En adhérence avec ce qui a été décidé dans l'accord de paix, la substitution de la culture des feuilles de coca dans le Villagrazón devrait permettre l’écotourisme de El Salado de los Loros, un couloir naturel d’une beauté inégalée située à deux heures de la ville en voiture. Il existe dans le Bloque San Juan une grande biodiversité qui se manifeste à travers les sons, les couleurs, les arômes, les textures et les saveurs; un délicieux ragoût de poulet fut la manière de nous recevoir dans la cabane principale de la réserve écotouriste communautaire.

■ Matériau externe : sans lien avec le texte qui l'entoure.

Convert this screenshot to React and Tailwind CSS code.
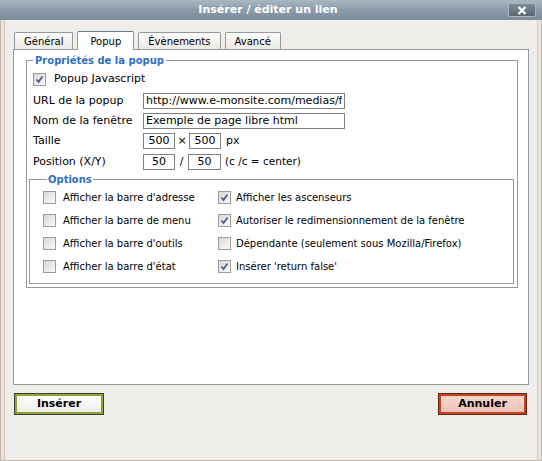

Son promoteur, Bernardo Caguasangua, a expliqué : « Si nous réussissons à organiser la conservation des eaux, de la source de ces 27 rivières, ainsi que la lutte communautaire des 17 comités associés à l’Association environnementale de El salado de los Loros, nous réussirons à ce que la culture, la société, et la politique occupent une place intégrale à l’intérieur de Villagarzón. Nous cherchons à connaître ce dont le département et la nation ont besoin, et ce n’est pas le coltan qui existe dans cette rivière, nous devons défendre notre propre vie, l’eau, le territoire.»


Ainsi, les communautés du Putumayo et, spécifiquement de Villagarzón, développent la construction d’alternatives qui sont en accord avec les nécessités du territoire et de ceux qui l’habitent ; « Il n’y aura plus d’expansion pétrolière, Putumayo est l’Amazone».

 

Original: http://www.colombiainforma.info/villagarzon-entre-el-extractivismo-y-el-turismo-comunitario/

(1) - Carrión, Diego y Ricardo Sánchez. Pensar las alternativas, imaginas la transición. Economía extractiva y efectos comparados: turismo, petróleo y minería. 2014.
(2) - Romero, César y Ruiz, Francisco. Estado y la reconfiguración regional de nuevos regímenes biopolíticos. 2018.